◆ The request: Locate each line holding the string "this" and copy it.
— Start of Excerpted records —
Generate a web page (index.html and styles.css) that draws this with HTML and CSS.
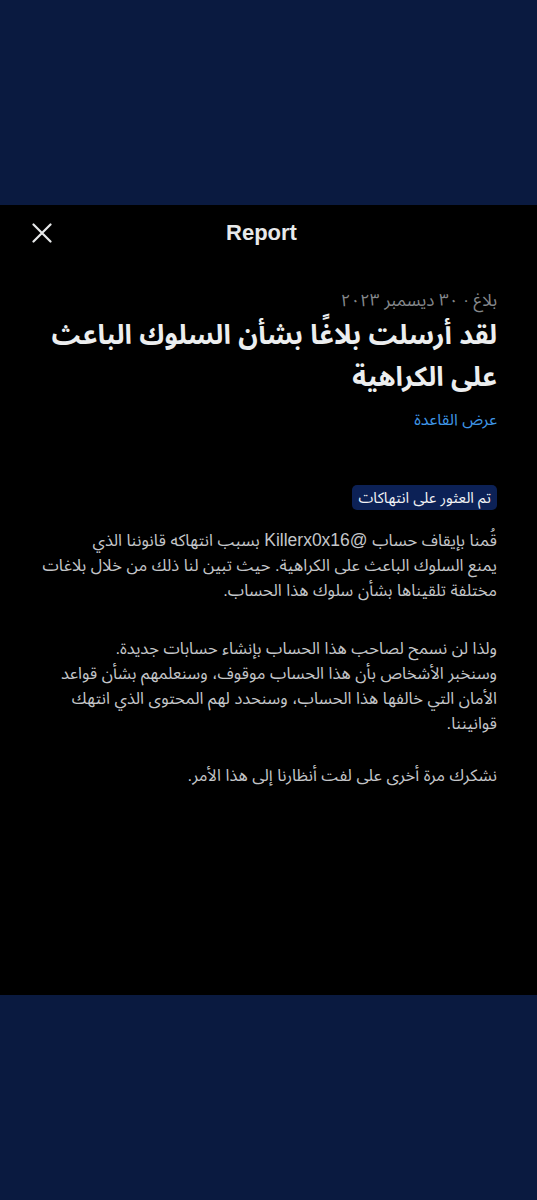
— End of Excerpted records —
— Start of Excerpted records —
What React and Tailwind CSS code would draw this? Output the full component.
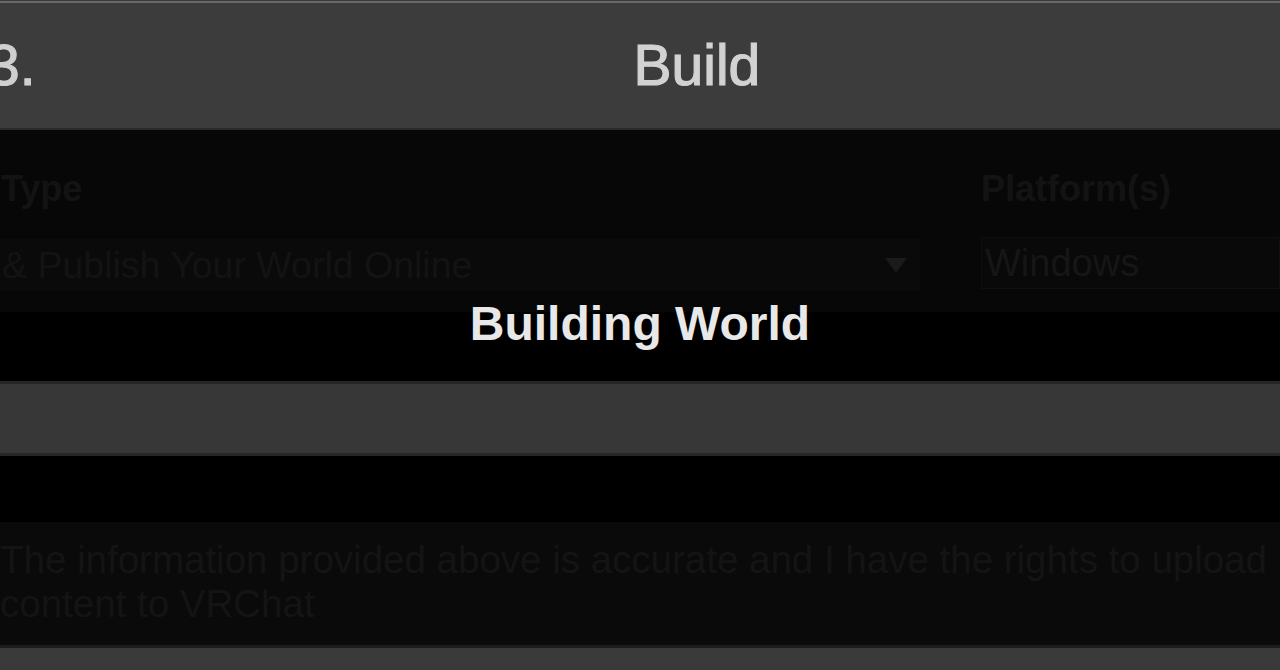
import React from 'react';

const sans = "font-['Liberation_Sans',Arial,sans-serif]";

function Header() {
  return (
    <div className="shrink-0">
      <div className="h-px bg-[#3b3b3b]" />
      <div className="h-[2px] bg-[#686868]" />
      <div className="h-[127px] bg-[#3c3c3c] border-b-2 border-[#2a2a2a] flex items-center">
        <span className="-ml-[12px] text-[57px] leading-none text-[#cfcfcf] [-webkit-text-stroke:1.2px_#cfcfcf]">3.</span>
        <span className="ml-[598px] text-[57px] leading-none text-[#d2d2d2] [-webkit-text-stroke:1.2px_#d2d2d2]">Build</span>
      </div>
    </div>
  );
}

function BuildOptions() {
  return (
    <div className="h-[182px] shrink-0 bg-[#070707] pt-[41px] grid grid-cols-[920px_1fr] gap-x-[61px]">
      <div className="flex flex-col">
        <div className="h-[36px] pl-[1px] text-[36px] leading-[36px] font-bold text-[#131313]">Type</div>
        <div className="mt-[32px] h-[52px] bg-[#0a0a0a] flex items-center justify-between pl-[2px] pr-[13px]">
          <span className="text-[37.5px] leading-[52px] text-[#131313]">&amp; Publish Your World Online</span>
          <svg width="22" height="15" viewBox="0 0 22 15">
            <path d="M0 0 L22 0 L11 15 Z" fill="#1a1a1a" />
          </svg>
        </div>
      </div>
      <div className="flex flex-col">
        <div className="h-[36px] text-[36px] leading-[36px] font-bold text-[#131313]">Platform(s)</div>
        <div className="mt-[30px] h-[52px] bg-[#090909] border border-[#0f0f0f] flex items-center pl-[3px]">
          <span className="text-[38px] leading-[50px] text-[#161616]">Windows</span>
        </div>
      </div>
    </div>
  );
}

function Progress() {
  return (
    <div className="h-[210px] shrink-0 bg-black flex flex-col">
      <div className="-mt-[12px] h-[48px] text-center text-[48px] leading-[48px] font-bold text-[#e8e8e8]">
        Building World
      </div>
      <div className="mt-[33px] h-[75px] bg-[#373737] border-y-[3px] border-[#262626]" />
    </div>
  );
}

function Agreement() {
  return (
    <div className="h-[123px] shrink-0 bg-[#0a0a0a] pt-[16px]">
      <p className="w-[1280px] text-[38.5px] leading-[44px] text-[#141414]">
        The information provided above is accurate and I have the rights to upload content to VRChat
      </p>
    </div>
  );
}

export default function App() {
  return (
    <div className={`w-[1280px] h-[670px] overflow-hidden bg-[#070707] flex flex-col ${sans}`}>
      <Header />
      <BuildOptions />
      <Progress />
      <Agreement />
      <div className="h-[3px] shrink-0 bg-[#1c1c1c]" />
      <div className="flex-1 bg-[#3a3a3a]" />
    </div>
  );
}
— End of Excerpted records —
— Start of Excerpted records —
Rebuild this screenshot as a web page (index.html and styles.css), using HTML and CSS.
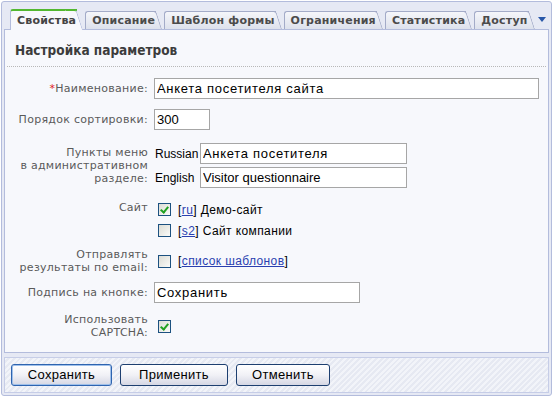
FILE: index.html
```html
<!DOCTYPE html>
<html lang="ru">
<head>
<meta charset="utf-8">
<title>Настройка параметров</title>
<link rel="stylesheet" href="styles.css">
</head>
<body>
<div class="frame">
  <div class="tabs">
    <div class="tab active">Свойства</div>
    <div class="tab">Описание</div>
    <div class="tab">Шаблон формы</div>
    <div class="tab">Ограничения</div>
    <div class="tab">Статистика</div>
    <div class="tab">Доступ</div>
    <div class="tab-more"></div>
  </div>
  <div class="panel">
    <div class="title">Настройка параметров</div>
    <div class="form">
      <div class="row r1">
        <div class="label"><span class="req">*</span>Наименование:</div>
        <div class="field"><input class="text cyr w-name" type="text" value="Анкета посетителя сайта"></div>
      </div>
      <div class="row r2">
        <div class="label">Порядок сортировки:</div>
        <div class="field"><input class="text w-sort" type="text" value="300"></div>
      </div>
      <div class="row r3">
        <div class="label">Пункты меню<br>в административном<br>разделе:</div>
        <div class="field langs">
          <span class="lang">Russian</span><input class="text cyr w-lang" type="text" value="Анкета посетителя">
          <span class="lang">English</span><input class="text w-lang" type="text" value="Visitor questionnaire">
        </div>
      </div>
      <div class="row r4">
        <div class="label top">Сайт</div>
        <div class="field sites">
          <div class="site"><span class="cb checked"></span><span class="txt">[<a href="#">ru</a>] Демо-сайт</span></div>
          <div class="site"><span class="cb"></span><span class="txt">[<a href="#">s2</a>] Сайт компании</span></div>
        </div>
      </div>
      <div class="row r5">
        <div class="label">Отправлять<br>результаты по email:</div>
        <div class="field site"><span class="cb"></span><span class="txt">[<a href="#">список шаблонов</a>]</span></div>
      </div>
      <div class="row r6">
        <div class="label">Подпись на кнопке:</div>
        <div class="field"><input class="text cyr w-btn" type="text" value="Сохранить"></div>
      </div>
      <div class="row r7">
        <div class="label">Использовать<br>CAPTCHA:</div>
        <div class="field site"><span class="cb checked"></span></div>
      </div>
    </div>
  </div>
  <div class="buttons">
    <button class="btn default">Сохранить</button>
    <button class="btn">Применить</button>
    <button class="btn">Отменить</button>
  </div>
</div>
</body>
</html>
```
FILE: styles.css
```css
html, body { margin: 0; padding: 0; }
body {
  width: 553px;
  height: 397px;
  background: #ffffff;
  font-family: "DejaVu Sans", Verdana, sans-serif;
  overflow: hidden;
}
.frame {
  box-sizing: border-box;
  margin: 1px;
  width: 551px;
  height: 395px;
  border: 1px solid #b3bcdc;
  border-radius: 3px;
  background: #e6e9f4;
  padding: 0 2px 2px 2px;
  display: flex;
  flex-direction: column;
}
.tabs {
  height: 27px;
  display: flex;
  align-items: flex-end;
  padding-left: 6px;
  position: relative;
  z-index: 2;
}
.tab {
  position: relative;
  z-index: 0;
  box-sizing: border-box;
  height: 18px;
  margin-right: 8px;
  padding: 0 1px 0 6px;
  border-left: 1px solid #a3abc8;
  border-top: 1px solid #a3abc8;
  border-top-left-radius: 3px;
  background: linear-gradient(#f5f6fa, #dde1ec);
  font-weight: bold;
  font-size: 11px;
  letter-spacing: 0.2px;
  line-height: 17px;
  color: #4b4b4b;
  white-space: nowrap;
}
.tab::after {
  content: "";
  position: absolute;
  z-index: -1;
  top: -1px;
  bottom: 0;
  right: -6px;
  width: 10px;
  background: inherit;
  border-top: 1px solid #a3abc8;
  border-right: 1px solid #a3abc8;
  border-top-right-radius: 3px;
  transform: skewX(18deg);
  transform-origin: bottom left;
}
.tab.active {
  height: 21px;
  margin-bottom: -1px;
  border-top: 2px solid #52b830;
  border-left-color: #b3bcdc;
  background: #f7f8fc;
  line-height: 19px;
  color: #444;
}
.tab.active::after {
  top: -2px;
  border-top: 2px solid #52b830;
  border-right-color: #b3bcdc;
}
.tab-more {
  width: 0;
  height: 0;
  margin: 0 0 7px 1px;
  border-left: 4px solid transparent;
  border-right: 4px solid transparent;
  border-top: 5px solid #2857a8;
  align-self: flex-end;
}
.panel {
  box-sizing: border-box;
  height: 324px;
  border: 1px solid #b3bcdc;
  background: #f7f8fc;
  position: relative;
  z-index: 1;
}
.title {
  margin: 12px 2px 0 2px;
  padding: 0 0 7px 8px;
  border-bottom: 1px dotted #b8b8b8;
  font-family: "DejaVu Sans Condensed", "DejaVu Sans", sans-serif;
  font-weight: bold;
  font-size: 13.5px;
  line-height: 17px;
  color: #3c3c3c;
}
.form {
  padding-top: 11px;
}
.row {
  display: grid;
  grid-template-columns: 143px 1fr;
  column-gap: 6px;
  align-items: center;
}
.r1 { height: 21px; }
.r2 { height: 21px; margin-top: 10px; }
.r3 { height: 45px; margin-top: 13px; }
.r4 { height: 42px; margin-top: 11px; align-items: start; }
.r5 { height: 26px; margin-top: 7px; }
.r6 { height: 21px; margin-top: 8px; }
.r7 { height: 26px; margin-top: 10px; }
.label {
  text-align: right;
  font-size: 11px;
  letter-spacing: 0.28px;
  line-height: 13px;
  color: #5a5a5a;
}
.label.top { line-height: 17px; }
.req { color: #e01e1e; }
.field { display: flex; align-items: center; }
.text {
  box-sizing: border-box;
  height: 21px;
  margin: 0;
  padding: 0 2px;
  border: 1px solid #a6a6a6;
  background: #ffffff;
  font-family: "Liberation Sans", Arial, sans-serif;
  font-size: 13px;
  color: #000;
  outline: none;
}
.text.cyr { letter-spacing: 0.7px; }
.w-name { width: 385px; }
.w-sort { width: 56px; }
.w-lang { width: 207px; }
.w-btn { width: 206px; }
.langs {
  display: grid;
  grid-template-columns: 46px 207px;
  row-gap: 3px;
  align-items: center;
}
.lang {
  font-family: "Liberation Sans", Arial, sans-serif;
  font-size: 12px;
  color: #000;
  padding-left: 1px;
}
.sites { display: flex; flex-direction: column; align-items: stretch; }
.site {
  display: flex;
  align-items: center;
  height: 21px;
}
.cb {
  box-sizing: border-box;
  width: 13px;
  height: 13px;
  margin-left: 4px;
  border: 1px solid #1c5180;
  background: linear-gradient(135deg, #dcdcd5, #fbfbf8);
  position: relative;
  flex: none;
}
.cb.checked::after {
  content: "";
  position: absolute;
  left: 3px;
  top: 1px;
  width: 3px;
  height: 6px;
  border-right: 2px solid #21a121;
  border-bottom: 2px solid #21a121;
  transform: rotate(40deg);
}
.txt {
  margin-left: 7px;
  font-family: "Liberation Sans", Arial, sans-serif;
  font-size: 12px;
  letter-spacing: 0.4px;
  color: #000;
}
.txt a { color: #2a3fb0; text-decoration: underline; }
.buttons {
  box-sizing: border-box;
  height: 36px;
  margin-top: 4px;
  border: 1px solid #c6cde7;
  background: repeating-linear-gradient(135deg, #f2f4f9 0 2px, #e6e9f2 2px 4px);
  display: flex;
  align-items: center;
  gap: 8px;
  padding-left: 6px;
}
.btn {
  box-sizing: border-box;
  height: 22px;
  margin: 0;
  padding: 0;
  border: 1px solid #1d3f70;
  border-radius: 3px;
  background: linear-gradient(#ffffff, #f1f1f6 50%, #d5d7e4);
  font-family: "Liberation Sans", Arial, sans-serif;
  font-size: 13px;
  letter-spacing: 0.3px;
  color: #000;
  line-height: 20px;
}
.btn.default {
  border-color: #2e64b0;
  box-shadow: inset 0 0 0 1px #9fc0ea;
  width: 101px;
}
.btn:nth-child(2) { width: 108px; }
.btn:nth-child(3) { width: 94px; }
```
— End of Excerpted records —
◆ In response:
Generate a web page (index.html and styles.css) that draws this with HTML and CSS.
What React and Tailwind CSS code would draw this? Output the full component.
Rebuild this screenshot as a web page (index.html and styles.css), using HTML and CSS.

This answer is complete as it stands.